Les habitants des villages traversés semblent avoir trouvé la solution pour éviter de se faire renverser : ils ont érigé des « d’os d’âne » (ralentisseurs) assez hauts pour forcer les usagers de la route à aller à une allure raisonnable.
Après une quarantaine de minutes de route, nous voilà à Bounga, un village qui vit au rythme des va-et-vient des orpailleurs, du brouhaha des broyeurs qui broient les pierres afin de passer à la loupe leur contenu. Des tas de sable soigneusement entassés attendent d’être examinés.
Au bout du village, un campement équipé de tentes de fortune en bâches noires se dresse. Le « comptoir », c’est ainsi qu’on l’appelle, est un campement mouvementé 24h/24. Il a été dressé il y a quelques mois et ne cesse de s’agrandir jour après jour. On y trouve des commerçants vendant des dabas, des pioches ainsi que du matériel chimique d’exploitation aurifère.
Au sommet de ce « comptoir », une colonne de broyeurs avec des produits chimiques sont installés. « C’est ici qu’on écrase jour et nuit les pierres et les roches pour en extraire l’or », nous explique un enfant tout poussiéreux derrière une machine.
Du haut de la dalle de sa voûte nubienne, Bétho Denis Nébié, enseignant à l’université Joseph Ki-Zerbo, regarde ce phonème nouveau gagner en ampleur dans son Bounga natal. Pour lui, l’orpaillage, même s’il apporte un souffle nouveau au village, fait plus de mal que de bien. Il a même perdu une partie de sa cour au profit des orpailleurs.

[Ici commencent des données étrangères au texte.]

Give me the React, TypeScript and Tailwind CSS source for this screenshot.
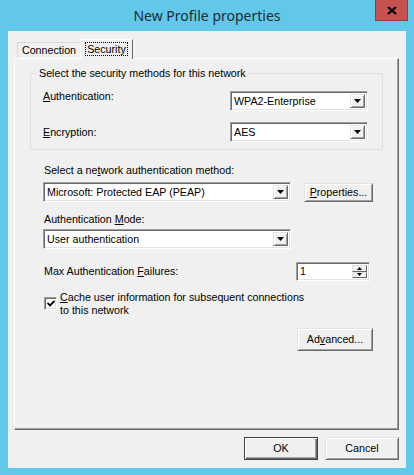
import React from "react";

const font = { fontFamily: '"Liberation Sans", Arial, sans-serif' };

function Arrow() {
  return (
    <svg width="7" height="4" viewBox="0 0 7 4">
      <path d="M0 0h7L3.5 4z" fill="#000" />
    </svg>
  );
}

function DropBtn() {
  return (
    <div className="w-[15px] h-full flex items-center justify-center bg-[#f0f0f0] border border-t-[#e3e3e3] border-l-[#e3e3e3] border-b-[#696969] border-r-[#696969] shadow-[inset_1px_1px_0_#fff,inset_-1px_-1px_0_#a0a0a0]">
      <Arrow />
    </div>
  );
}

function Combo({ text, w }: { text: string; w: string }) {
  return (
    <div
      className={`${w} h-[20px] flex items-stretch bg-white border border-t-[#a0a0a0] border-l-[#a0a0a0] border-b-white border-r-white shadow-[inset_1px_1px_0_#696969,inset_-1px_-1px_0_#e3e3e3] p-[2px]`}
    >
      <div className="flex-1 flex items-center pl-[1px] text-[10.7px] text-black leading-none">{text}</div>
      <DropBtn />
    </div>
  );
}

function Btn({ children, w, h, def }: { children: React.ReactNode; w: string; h: string; def?: boolean }) {
  return (
    <div
      className={`${w} ${h} flex items-center justify-center text-[10.7px] text-black bg-[#f0f0f0] border ${
        def
          ? "border-[#404040] shadow-[inset_1px_1px_0_#fff,inset_-1px_-1px_0_#696969,inset_-2px_-2px_0_#a0a0a0]"
          : "border-t-[#e3e3e3] border-l-[#e3e3e3] border-b-[#696969] border-r-[#696969] shadow-[inset_1px_1px_0_#fff,inset_-1px_-1px_0_#a0a0a0]"
      }`}
    >
      {children}
    </div>
  );
}

export default function App() {
  return (
    <div className="w-[414px] h-[475px] bg-[#62c8ea] flex flex-col overflow-hidden" style={font}>
      {/* title bar */}
      <div className="h-[31px] flex items-start relative">
        <div className="flex-1 text-center pt-[5px] text-[14px] text-[#1b2b33]" style={{ fontFamily: '"Noto Sans", "Open Sans", sans-serif' }}>
          New Profile properties
        </div>
        <div className="absolute right-[6px] top-0 w-[33px] h-[21px] bg-[#c75050] border border-[#9e3b3b] border-t-0 flex items-center justify-center">
          <svg width="10" height="9" viewBox="0 0 10 9">
            <path d="M1 1l8 7M9 1L1 8" stroke="#000" strokeWidth="2.2" />
          </svg>
        </div>
      </div>

      {/* client area */}
      <div className="mx-[8px] h-[437px] bg-[#f0f0f0] flex flex-col">
        {/* tabs */}
        <div className="flex items-end h-[27px] pl-[9px] pt-[8px]">
          <div className="w-[64px] h-[16px] bg-[#f0f0f0] border border-b-0 border-t-[#d9d9d9] border-l-[#d9d9d9] border-r-[#a0a0a0] flex items-center justify-center text-[10.7px] text-black">
            Connection
          </div>
          <div className="relative z-10 w-[53px] h-[20px] -mb-[1px] -ml-[1px] bg-[#f0f0f0] border border-b-0 border-t-white border-l-white border-r-[#696969] flex items-start justify-center pt-[2px]">
            <span className="text-[10.7px] text-black leading-[12px] px-[1px] border border-dotted border-black">Security</span>
          </div>
        </div>

        {/* panel */}
        <div className="ml-[6px] w-[385px] h-[372px] bg-[#f0f0f0] border border-t-white border-l-white border-b-[#696969] border-r-[#696969] shadow-[inset_-1px_-1px_0_#a0a0a0] flex flex-col text-[10.7px] text-black">
          {/* group box */}
          <div className="relative mt-[14px] ml-[15px] w-[353px] h-[77px] border border-[#d5dfe5] rounded-[2px] flex flex-col">
            <div className="absolute -top-[7px] left-[6px] px-[2px] bg-[#f0f0f0] leading-[13px]">
              Select the security methods for this network
            </div>
            <div className="flex items-center mt-[17px] h-[20px]">
              <span className="ml-[12px] flex-1 -mt-[10px]">
                <u>A</u>uthentication:
              </span>
              <div className="mr-[14px]">
                <Combo text="WPA2-Enterprise" w="w-[138px]" />
              </div>
            </div>
            <div className="flex items-center mt-[11px] h-[20px]">
              <span className="ml-[12px] flex-1">
                <u>E</u>ncryption:
              </span>
              <div className="mr-[14px]">
                <Combo text="AES" w="w-[138px]" />
              </div>
            </div>
          </div>

          <div className="ml-[29px] mt-[14px] leading-[13px]">
            Select a ne<u>t</u>work authentication method:
          </div>
          <div className="flex items-center ml-[28px] mt-[5px]">
            <Combo text="Microsoft: Protected EAP (PEAP)" w="w-[248px]" />
            <div className="ml-[13px]">
              <Btn w="w-[69px]" h="h-[19px]">
                <span>
                  <u>P</u>roperties...
                </span>
              </Btn>
            </div>
          </div>

          <div className="ml-[29px] mt-[11px] leading-[13px]">
            Authentication <u>M</u>ode:
          </div>
          <div className="ml-[28px] mt-[3px]">
            <Combo text="User authentication" w="w-[248px]" />
          </div>

          <div className="flex items-center mt-[13px] h-[19px]">
            <span className="ml-[29px] flex-1">
              Max Authentication <u>F</u>ailures:
            </span>
            <div className="mr-[28px] w-[74px] h-[19px] flex items-stretch bg-white border border-t-[#a0a0a0] border-l-[#a0a0a0] border-b-white border-r-white shadow-[inset_1px_1px_0_#696969,inset_-1px_-1px_0_#e3e3e3] p-[2px]">
              <div className="flex-1 flex items-center pl-[1px] leading-none">1</div>
              <div className="w-[15px] flex flex-col">
                <div className="flex-1 flex items-center justify-center bg-[#f0f0f0] border border-t-[#e3e3e3] border-l-[#e3e3e3] border-b-[#696969] border-r-[#696969]">
                  <svg width="5" height="3" viewBox="0 0 5 3"><path d="M2.5 0L5 3H0z" fill="#000" /></svg>
                </div>
                <div className="flex-1 flex items-center justify-center bg-[#f0f0f0] border border-t-[#e3e3e3] border-l-[#e3e3e3] border-b-[#696969] border-r-[#696969]">
                  <svg width="5" height="3" viewBox="0 0 5 3"><path d="M0 0h5L2.5 3z" fill="#000" /></svg>
                </div>
              </div>
            </div>
          </div>

          <div className="flex items-start ml-[29px] mt-[16px]">
            <div className="w-[13px] h-[13px] bg-white border border-t-[#a0a0a0] border-l-[#a0a0a0] border-b-white border-r-white shadow-[inset_1px_1px_0_#696969,inset_-1px_-1px_0_#e3e3e3] flex items-center justify-center">
              <svg width="8" height="7" viewBox="0 0 8 7">
                <path d="M0.5 3l2.5 2.5L7.5 1" stroke="#000" strokeWidth="1.8" fill="none" />
              </svg>
            </div>
            <div className="ml-[3px] leading-[13px] -mt-[6px]">
              <u>C</u>ache user information for subsequent connections
              <br />
              to this network
            </div>
          </div>

          <div className="flex justify-end mr-[25px] mt-[11px]">
            <Btn w="w-[76px]" h="h-[23px]">
              <span>
                Ad<u>v</u>anced...
              </span>
            </Btn>
          </div>
        </div>

        {/* bottom buttons */}
        <div className="flex justify-end gap-[7px] mt-[7px] mr-[7px]">
          <Btn w="w-[74px]" h="h-[23px]" def>
            OK
          </Btn>
          <Btn w="w-[74px]" h="h-[23px]">
            Cancel
          </Btn>
        </div>
      </div>
    </div>
  );
}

« Regardez comment le camp s’est agrandi en quelques mois ! Ces orpailleurs ne respectent aucune norme. Ils s’installent avec la complicité de certains notables à qui ils donnent de l’argent. Quand ils découvrent de l’or dans votre champ, ils viennent négocier avec vous. Mais si vous n’êtes pas d’accord, ils s’y introduisent la nuit à votre insu pour chercher de l’or. Plusieurs personnes ont vu détruire leurs champs par ces gens. Ils ont même tenté de profaner une tombe pour de l’or, sans compter la pollution de l’environnement dont ils sont responsables», nous explique l’universitaire. Et d’ajouter : « Ils piétinent tout. La drogue circule désormais. On découvre des sacrifices bizarres. Aux dernières nouvelles, quinze prostituées seraient arrivées dans le village. L’un des orpailleurs a même tenté de violer une vieille folle. »
Cet enseignant d’université craint qu’à la longue des filles et même des femmes du village n’imitent ces pratiques que réprouve la morale. Pour le moment, ces femmes et filles se contentent de vendre de l’eau aux orpailleurs pour le traitement de leurs produits. Selon certaines sources, des soupçons de prostitution planent déjà sur certaines femmes de la bourgade. A telle enseigne que le chef du village a dû interdire leur présence sur le camp aux heures indues. La menace n’épargne pas les garçons, qui pourraient être tentés de consommer des stupéfiants et même de succomber au grand banditisme.
Pour M. Nébié, la seule chose qui importe aux chasseurs d’or, c’est le métal jaune et ce, au mépris de tout. « Nous avons dans ce village un bosquet sacré où il est interdit de couper les arbres. Cette tradition avait toujours été respectée. Mais en l’espace de six mois, ce bosquet a été profané à quatre reprises. A chaque profanation, une réparation s’impose au contrevenant selon nos coutumes. Mais l’un des contrevenants a refusé sous prétexte que sa foi religieuse lui interdit d’autres formes de rituels. Les villageois étaient obligés d’assumer eux-mêmes les frais de réparation », nous confie-t-il.
Le Burkina Faso, depuis quelques années, peine à réglementer l’exploitation de sa ressource minière. En 2015, un Code minier a été adopté dans ce sens mais son application n’est pas encore une réalité. Une brèche qui ouvre la voie à toutes sortes d’abus préjudiciables aux habitants des zones concernées.